With reference to FIGS. 2 and 3, the blades 26 may include an inner notch 56. The inner notch 56 receives the lip portion 42 to retain the blades 26 on the top surface 46 of the base portion 44. The top surface 46 limits movement of the plurality of blades 26 toward the base portion 44. The blades 26 may also have a radially beveled blade lip 57. Blade lip 57 is received into the beveled recess 50 to retain the blades 26 on the top surface 46 of the base portion 44. Also, the blade lip 57 may be received into the beveled channel 55 between the upper recess surface 52 and the base portion 44. Blades 26 may include an outer notch 58 that faces radially outward from the longitudinal axis 34 of the die 14 and is disposed above the lip portion 42.
Blade collar 28 biases the blades 26 toward the longitudinal axis 34 of the die 14. Blade collar 28 may have an upper inner circular surface 60 and a lower inner circular surface 62. Both the upper inner circular surface 60 and the lower inner circular surface 62 are received within the outer notch 58 of the blades 26. The lower inner circular surface 62 generally tapers radially inward from the longitudinal axis 64 of the blade collar 28 and towards the upper inner circular surface 60. The upper inner circular surface 60 generally tapers towards the lower inner circular surface 62 and radially inward from the longitudinal axis 64 of the blade collar 28. The blade collar 28 may be formed of an elastomeric polymer.
With reference to FIGS. 4 and 5, the plurality of blades 26 are assembled around the intermediate portion 48. The blades 26 may be adjacent to the top surface 46 of the base portion 44. The blades 26 allow the metal sheets 24 to deform radially outward from the tip portion 30 as the rivet 22 penetrates into the metal sheets 24 that are deformed towards the die 14. The blade collar 28 may be radially disposed around the platform portion 38 and the lip portion 42. The blade collar 28 resiliently biases the blades 26 inwardly towards the tip portion 30. The blade collar 28 limits the movement of the blades 26 radially outward from the tip portion 30 to retain the blades 26 on the top surface 46 of the base portion 44. The intermediate portion 48, the rounded tip portion 30, and the blades 26 define a circular relief cavity 70. The relief cavity 70 provides space for local deformation of the metal sheets 24 and the rivet 22 when the punch 12 drives the rivet 22 into the metal sheets 24. Local deformation occurs at a mating portion 72 of the metal sheets 24 which is defined as the portion of the metal sheets 24 that is acted upon by the punch 12 and the die 14.
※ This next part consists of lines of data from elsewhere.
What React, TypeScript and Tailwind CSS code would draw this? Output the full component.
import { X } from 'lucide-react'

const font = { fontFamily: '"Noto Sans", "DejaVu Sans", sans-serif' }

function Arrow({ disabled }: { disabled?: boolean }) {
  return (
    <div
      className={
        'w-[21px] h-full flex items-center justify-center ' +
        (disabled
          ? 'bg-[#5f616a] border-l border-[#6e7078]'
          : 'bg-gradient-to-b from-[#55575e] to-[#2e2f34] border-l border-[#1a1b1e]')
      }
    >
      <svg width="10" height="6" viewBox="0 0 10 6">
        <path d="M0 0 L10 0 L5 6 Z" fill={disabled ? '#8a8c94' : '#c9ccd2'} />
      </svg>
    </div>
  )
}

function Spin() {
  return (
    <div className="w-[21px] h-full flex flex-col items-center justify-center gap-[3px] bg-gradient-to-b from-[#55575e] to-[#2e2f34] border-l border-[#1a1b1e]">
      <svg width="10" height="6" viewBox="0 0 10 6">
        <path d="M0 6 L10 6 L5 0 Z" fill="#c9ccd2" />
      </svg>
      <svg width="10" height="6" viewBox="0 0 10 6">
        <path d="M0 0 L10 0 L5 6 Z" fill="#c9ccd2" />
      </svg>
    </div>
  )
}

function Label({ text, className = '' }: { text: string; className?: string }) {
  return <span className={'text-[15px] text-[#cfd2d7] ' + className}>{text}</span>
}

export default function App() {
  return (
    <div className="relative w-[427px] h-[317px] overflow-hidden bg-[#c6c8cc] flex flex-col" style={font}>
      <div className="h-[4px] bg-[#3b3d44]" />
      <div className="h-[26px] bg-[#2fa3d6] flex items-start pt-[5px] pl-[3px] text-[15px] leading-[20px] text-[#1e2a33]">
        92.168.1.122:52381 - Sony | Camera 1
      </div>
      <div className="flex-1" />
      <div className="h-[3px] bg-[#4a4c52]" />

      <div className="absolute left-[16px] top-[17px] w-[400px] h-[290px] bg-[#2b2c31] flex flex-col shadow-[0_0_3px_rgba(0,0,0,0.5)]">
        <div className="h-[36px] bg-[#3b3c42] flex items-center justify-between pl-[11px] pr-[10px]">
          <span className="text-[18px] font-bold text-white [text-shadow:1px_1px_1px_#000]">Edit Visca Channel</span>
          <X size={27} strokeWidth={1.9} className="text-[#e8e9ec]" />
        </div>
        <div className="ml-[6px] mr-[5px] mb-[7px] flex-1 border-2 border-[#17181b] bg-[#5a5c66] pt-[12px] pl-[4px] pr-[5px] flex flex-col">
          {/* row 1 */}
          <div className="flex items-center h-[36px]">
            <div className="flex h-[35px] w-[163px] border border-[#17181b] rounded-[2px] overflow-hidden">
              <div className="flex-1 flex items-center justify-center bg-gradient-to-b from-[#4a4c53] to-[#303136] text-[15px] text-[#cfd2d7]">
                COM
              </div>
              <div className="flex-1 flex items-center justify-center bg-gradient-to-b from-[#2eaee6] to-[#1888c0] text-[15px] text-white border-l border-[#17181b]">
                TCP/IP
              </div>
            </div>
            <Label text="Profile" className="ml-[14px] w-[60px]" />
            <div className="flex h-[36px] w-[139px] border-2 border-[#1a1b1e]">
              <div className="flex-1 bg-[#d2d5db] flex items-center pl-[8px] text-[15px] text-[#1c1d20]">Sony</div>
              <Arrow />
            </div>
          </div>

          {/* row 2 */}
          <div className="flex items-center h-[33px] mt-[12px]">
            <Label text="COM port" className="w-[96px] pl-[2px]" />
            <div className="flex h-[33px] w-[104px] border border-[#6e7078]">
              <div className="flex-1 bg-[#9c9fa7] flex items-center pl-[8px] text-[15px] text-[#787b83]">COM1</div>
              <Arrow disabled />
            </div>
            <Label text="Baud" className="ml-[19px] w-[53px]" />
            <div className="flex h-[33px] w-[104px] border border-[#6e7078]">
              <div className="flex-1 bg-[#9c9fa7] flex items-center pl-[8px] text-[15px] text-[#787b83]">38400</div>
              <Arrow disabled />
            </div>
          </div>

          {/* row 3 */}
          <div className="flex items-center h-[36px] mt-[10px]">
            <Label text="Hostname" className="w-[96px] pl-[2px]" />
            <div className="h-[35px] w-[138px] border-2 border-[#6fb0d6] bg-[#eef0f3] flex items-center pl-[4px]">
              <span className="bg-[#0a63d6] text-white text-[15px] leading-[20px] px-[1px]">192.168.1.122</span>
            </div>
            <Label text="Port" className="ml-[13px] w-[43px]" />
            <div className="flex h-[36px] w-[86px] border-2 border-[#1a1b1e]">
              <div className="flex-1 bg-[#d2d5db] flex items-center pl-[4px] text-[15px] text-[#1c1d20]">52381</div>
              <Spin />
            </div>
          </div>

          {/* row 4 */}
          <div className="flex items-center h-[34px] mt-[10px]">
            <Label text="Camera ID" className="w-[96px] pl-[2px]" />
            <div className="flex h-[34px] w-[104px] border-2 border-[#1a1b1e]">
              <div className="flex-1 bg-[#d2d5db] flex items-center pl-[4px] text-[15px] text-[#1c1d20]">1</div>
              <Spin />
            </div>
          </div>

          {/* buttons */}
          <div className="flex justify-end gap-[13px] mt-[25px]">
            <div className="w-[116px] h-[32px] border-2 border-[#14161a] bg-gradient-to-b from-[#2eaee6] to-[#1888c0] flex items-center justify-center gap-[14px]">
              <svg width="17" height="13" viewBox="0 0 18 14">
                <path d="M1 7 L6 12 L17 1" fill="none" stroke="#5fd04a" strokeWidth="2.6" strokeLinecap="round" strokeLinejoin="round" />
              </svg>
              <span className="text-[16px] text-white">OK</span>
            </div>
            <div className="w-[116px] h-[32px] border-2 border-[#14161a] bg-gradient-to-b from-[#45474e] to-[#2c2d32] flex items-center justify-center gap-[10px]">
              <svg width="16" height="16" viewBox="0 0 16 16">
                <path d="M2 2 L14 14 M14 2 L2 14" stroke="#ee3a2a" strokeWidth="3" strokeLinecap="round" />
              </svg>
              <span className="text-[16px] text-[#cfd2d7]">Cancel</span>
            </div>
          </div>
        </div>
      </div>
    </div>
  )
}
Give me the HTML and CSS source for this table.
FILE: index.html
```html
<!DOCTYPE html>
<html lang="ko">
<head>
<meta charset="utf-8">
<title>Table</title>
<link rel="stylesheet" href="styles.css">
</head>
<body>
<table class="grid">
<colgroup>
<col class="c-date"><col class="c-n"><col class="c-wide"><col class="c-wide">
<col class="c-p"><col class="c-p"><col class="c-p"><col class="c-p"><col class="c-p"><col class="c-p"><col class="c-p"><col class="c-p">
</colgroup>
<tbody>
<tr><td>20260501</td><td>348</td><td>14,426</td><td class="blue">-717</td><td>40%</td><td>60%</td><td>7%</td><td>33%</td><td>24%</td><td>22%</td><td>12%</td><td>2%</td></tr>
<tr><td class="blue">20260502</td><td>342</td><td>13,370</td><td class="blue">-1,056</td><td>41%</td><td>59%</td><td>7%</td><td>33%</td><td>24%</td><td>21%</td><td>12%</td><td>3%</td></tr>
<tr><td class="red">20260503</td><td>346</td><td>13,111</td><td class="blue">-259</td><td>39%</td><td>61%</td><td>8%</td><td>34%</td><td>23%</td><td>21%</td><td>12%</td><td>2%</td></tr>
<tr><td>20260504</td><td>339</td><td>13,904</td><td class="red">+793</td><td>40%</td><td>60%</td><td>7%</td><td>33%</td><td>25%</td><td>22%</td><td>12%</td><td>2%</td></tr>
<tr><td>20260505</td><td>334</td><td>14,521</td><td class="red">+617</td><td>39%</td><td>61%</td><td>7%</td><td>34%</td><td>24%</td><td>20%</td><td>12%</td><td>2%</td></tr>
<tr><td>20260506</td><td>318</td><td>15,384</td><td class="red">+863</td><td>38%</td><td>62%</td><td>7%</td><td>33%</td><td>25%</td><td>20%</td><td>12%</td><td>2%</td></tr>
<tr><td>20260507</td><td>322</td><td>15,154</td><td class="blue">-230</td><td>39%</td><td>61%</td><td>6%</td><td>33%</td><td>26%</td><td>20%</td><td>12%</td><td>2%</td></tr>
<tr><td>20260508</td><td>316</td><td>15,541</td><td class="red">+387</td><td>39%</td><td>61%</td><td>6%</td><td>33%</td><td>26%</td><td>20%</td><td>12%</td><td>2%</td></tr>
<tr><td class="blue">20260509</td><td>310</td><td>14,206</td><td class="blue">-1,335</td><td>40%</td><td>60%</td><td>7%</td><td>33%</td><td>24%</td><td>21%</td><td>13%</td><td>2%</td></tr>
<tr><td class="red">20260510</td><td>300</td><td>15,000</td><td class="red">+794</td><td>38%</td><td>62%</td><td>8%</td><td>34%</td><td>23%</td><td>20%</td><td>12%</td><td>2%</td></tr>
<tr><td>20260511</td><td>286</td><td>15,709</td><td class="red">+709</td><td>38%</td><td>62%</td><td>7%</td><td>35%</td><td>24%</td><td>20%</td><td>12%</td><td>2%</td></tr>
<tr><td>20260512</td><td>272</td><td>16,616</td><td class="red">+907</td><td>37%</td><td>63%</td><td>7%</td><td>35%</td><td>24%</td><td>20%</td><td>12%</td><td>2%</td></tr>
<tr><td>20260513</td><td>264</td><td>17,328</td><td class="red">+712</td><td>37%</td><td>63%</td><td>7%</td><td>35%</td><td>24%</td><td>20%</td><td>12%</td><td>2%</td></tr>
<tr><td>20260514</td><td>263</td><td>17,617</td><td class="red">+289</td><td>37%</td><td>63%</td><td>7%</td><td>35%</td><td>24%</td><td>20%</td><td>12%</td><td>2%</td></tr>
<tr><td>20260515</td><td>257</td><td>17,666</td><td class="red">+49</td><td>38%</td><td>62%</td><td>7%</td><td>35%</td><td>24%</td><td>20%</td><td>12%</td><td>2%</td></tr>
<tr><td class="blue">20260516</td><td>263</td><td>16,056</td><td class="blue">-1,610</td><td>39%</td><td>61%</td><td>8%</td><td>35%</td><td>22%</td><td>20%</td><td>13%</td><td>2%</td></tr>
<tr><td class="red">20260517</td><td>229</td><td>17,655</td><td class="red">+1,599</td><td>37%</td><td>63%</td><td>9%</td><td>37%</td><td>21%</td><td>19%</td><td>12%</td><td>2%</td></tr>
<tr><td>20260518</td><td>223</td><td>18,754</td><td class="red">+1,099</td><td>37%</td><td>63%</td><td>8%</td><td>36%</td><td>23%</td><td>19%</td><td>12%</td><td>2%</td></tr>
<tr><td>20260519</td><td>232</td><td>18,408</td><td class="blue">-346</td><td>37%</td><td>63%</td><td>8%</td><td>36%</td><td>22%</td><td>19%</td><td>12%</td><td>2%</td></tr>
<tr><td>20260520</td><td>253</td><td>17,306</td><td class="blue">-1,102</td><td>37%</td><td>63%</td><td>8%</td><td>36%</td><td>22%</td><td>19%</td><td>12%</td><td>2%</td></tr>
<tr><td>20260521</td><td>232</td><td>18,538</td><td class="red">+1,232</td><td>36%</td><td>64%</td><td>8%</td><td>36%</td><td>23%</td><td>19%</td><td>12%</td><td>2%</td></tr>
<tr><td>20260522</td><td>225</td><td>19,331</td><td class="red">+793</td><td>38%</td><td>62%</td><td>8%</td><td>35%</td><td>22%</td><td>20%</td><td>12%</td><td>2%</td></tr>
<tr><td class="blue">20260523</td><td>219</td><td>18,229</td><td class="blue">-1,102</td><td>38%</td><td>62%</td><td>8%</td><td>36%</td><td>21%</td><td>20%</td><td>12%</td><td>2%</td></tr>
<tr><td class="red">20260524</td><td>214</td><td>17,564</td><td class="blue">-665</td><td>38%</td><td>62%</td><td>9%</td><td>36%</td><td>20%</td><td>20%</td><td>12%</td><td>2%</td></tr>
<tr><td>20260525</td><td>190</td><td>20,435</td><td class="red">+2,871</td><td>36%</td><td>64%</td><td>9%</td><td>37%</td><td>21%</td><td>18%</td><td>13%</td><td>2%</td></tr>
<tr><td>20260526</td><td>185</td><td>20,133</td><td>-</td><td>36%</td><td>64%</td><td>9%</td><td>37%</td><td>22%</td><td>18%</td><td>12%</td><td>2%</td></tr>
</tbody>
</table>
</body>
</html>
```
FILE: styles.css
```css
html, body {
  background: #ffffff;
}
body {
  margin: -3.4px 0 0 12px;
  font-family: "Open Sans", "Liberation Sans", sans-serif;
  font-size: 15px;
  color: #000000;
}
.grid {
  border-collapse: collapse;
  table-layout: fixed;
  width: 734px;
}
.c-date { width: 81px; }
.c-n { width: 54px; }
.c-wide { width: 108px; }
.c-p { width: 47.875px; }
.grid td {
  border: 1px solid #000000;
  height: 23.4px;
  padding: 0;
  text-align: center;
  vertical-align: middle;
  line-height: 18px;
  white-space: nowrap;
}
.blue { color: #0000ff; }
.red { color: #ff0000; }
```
FIGS. 3 through 5 illustrate a sequential series of steps of the riveting process. As shown in FIG. 3, the metal sheets 24 are arranged between the punch 12 and the die 14. The punch 12 drives the self-piercing rivet 22 towards the metal sheets 24.
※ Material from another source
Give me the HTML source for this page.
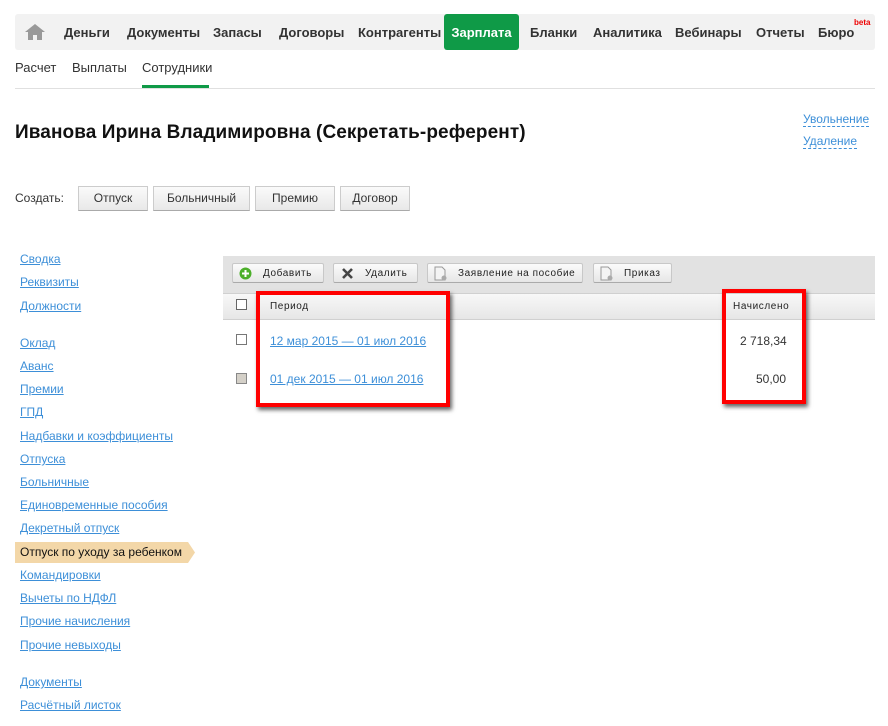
<!DOCTYPE html>
<html><head><meta charset="utf-8"><style>
*{margin:0;padding:0;box-sizing:border-box}
body{width:888px;height:726px;background:#fff;font-family:"Liberation Sans",Arial,sans-serif;position:relative;overflow:hidden;color:#222}
.abs{position:absolute}
.nav{left:15px;top:14px;width:860px;height:36px;background:#f2f2f2;border-radius:3px}
.nav span{position:absolute;top:11px;font-size:13px;font-weight:bold;color:#333;white-space:nowrap}
.zp{position:absolute;left:444px;top:14px;width:75px;height:36px;background:#0f9a47;border-radius:3px;color:#fff;font-weight:bold;font-size:13px;text-align:center;line-height:38px}
.sub{top:60px;font-size:13px;color:#333}
a,.lnk{color:#3d8fd8;text-decoration:underline}
.side{left:20px;font-size:12px;position:absolute;color:#3d8fd8;text-decoration:underline;white-space:nowrap}
.btn{position:absolute;top:186px;height:25px;background:linear-gradient(#fafafa,#e8e8e8);border:1px solid #ccc;border-bottom-color:#aaa;font-size:12px;color:#333;text-align:center;line-height:23px}
.tb{position:absolute;top:263px;height:20px;background:linear-gradient(#fbfbfb,#e6e6e6);border:1px solid #c8c8c8;border-bottom-color:#aaa;font-size:10px;letter-spacing:.6px;color:#222;line-height:20px;border-radius:2px}
.cb{position:absolute;width:11px;height:11px;border:1px solid #666;background:#fff}
.red{position:absolute;border:4px solid #f00;box-shadow:2px 3px 4px rgba(0,0,0,.6)}
</style></head><body>
<div class="abs nav">
<svg style="position:absolute;left:10px;top:10px" width="20" height="16" viewBox="0 0 20 16"><path d="M10 0L0 8h3v8h5v-5h4v5h5V8h3z" fill="#999"/></svg>
<span style="left:49px">Деньги</span><span style="left:112px">Документы</span><span style="left:198px">Запасы</span><span style="left:264px">Договоры</span><span style="left:343px">Контрагенты</span>
<span style="left:515px">Бланки</span><span style="left:578px">Аналитика</span><span style="left:660px">Вебинары</span><span style="left:741px">Отчеты</span><span style="left:803px">Бюро</span><span style="left:839px;top:4px;font-size:8px;color:#e00">beta</span>
</div>
<div class="zp">Зарплата</div>
<div class="abs sub" style="left:15px">Расчет</div>
<div class="abs sub" style="left:72px">Выплаты</div>
<div class="abs sub" style="left:142px">Сотрудники</div>
<div class="abs" style="left:142px;top:85px;width:67px;height:3px;background:#0f9a47"></div>
<div class="abs" style="left:15px;top:88px;width:860px;height:1px;background:#e0e0e0"></div>
<div class="abs" style="left:15px;top:122px;font-size:19px;font-weight:bold;color:#111;letter-spacing:.1px">Иванова Ирина Владимировна (Секретать-референт)</div>
<div class="abs" style="left:803px;top:112px;font-size:12px;color:#3d8fd8;border-bottom:1px dashed #3d8fd8;line-height:14px">Увольнение</div>
<div class="abs" style="left:803px;top:134px;font-size:12px;color:#3d8fd8;border-bottom:1px dashed #3d8fd8;line-height:14px">Удаление</div>
<div class="abs" style="left:15px;top:191px;font-size:12px;color:#333">Создать:</div>
<div class="btn" style="left:78px;width:70px">Отпуск</div>
<div class="btn" style="left:153px;width:97px">Больничный</div>
<div class="btn" style="left:255px;width:80px">Премию</div>
<div class="btn" style="left:340px;width:70px">Договор</div>

<div class="side" style="top:252px">Сводка</div>
<div class="side" style="top:275px">Реквизиты</div>
<div class="side" style="top:299px">Должности</div>
<div class="side" style="top:336px">Оклад</div>
<div class="side" style="top:359px">Аванс</div>
<div class="side" style="top:382px">Премии</div>
<div class="side" style="top:405px">ГПД</div>
<div class="side" style="top:429px">Надбавки и коэффициенты</div>
<div class="side" style="top:452px">Отпуска</div>
<div class="side" style="top:475px">Больничные</div>
<div class="side" style="top:498px">Единовременные пособия</div>
<div class="side" style="top:521px">Декретный отпуск</div>
<svg class="abs" style="left:15px;top:542px" width="180" height="21"><polygon points="0,0 173,0 180,10.5 173,21 0,21" fill="#f3d7a8"/></svg>
<div class="side" style="top:545px;color:#111;text-decoration:none">Отпуск по уходу за ребенком</div>
<div class="side" style="top:568px">Командировки</div>
<div class="side" style="top:591px">Вычеты по НДФЛ</div>
<div class="side" style="top:614px">Прочие начисления</div>
<div class="side" style="top:638px">Прочие невыходы</div>
<div class="side" style="top:675px">Документы</div>
<div class="side" style="top:698px">Расчётный листок</div>

<div class="abs" style="left:223px;top:256px;width:652px;height:37px;background:#e2e2e2"></div>
<div class="tb" style="left:232px;width:92px"><svg style="position:absolute;left:6px;top:3px" width="13" height="13"><circle cx="6.5" cy="6.5" r="6" fill="#4caf2a"/><path d="M6.5 3v7M3 6.5h7" stroke="#fff" stroke-width="2"/></svg><span style="position:absolute;left:30px">Добавить</span></div>
<div class="tb" style="left:333px;width:85px"><svg style="position:absolute;left:8px;top:4px" width="11" height="11"><path d="M1 1l9 9M10 1l-9 9" stroke="#444" stroke-width="2.6"/></svg><span style="position:absolute;left:31px">Удалить</span></div>
<div class="tb" style="left:427px;width:156px"><svg style="position:absolute;left:6px;top:2px" width="14" height="15"><path d="M1 1h7l3 3v10H1z" fill="#f4f4f4" stroke="#999"/><circle cx="10" cy="12" r="2.5" fill="#aaa"/></svg><span style="position:absolute;left:30px">Заявление на пособие</span></div>
<div class="tb" style="left:593px;width:79px"><svg style="position:absolute;left:6px;top:2px" width="14" height="15"><path d="M1 1h7l3 3v10H1z" fill="#f4f4f4" stroke="#999"/><circle cx="10" cy="12" r="2.5" fill="#aaa"/></svg><span style="position:absolute;left:30px">Приказ</span></div>
<div class="abs" style="left:223px;top:293px;width:652px;height:27px;background:linear-gradient(#f8f8f8,#e6e6e6);border-top:1px solid #d0d0d0;border-bottom:1px solid #d0d0d0"></div>
<div class="cb" style="left:236px;top:299px"></div>
<div class="abs" style="left:270px;top:301px;font-size:10px;letter-spacing:.6px">Период</div>
<div class="abs" style="left:733px;top:301px;font-size:10px;letter-spacing:.6px">Начислено</div>
<div class="cb" style="left:236px;top:334px;border-color:#777"></div>
<div class="cb" style="left:236px;top:373px;background:#d4d0c8;border-color:#888"></div>
<div class="abs lnk" style="left:270px;top:334px;font-size:12px">12 мар 2015 — 01 июл 2016</div>
<div class="abs lnk" style="left:270px;top:372px;font-size:12px">01 дек 2015 — 01 июл 2016</div>
<div class="abs" style="left:740px;top:334px;font-size:12px;color:#333">2 718,34</div>
<div class="abs" style="left:756px;top:372px;font-size:12px;color:#333">50,00</div>
<div class="red" style="left:256px;top:291px;width:194px;height:116px"></div>
<div class="red" style="left:722px;top:289px;width:84px;height:115px"></div>
</body></html>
As shown in FIG. 4, a hollow tubular portion 74 of the rivet 22 shears a first portion 76 of a first sheet 78 of the metal sheets 24 before penetrating a second sheet 80 of the metal sheets 24.
As shown in FIG. 5, when the rivet 22 penetrates the second sheet 80, the second sheet 80 is deformed into the relief cavity 70. The rounded tip portion 30 controls deformation of the metal sheets 24 and the rivet 22. As the mating portion 72 is deformed into the relief cavity 70 the blades 26 are caused to move radially outward from the tip portion 30. The blades 26 move radially outward relative to the longitudinal axis 34 of the die 14 that causes the blade collar 28 to expand radially outward from the longitudinal axis 34 of the die 14. Radial outward movement of the blades 26 expands the relief cavity 70 to reduce the reaction force applied by the blades 26 to the mating portion 72 as it is deformed into the relief cavity 70. In addition, the relief cavity 70 may expand down towards the lip portion 42 of the intermediate portion 48 when the blades 26 move radially outward from the tip portion 30. The lip portion 42 of the die 14 fits into the inner notch 56 of the blades 26 to retain the blades 26 on the die 14 when the blades 26 move outward from the longitudinal axis 34 of the die 14.
The hollow tubular portion 74 of the rivet 22 spreads radially outward from the longitudinal axis 82 of the rivet 22 and into the second sheet 80 to mechanically fasten the metal sheets 24 together. The rounded tip portion 30 facilitates spreading the hollow tubular portion 74 of the rivet 22 into the metal sheets 24. Removal of the metal sheets 24 from the blades 26 and the exterior surface 32 after the spreading the hollow tubular portion 74 of the rivet 22 is facilitated as a result of the blades 26 being spread apart during the riveting process.
FIG. 6 shows the first sheet 78 and the second sheet 80 riveted together by the rivet 22. The hollow tubular portion 74 of the rivet 22 pierces through the first sheet 78 and embeds into the second sheet 80. The first portion 76 of the first sheet 78 is removed from first sheet 78 and lodged within the hollow tubular portion 74. The hollow tubular portion 74 is spread radially outward from the longitudinal axis 82 of the rivet 22 and into the mating portion 72 of the metal sheets 24.
While embodiments of the invention have been illustrated and described, it is not intended that these embodiments illustrate and describe all possible forms of the invention. Rather, the words used in the specification are words of description rather than limitation, and it is understood that various changes may be made without departing from the spirit and scope of the invention.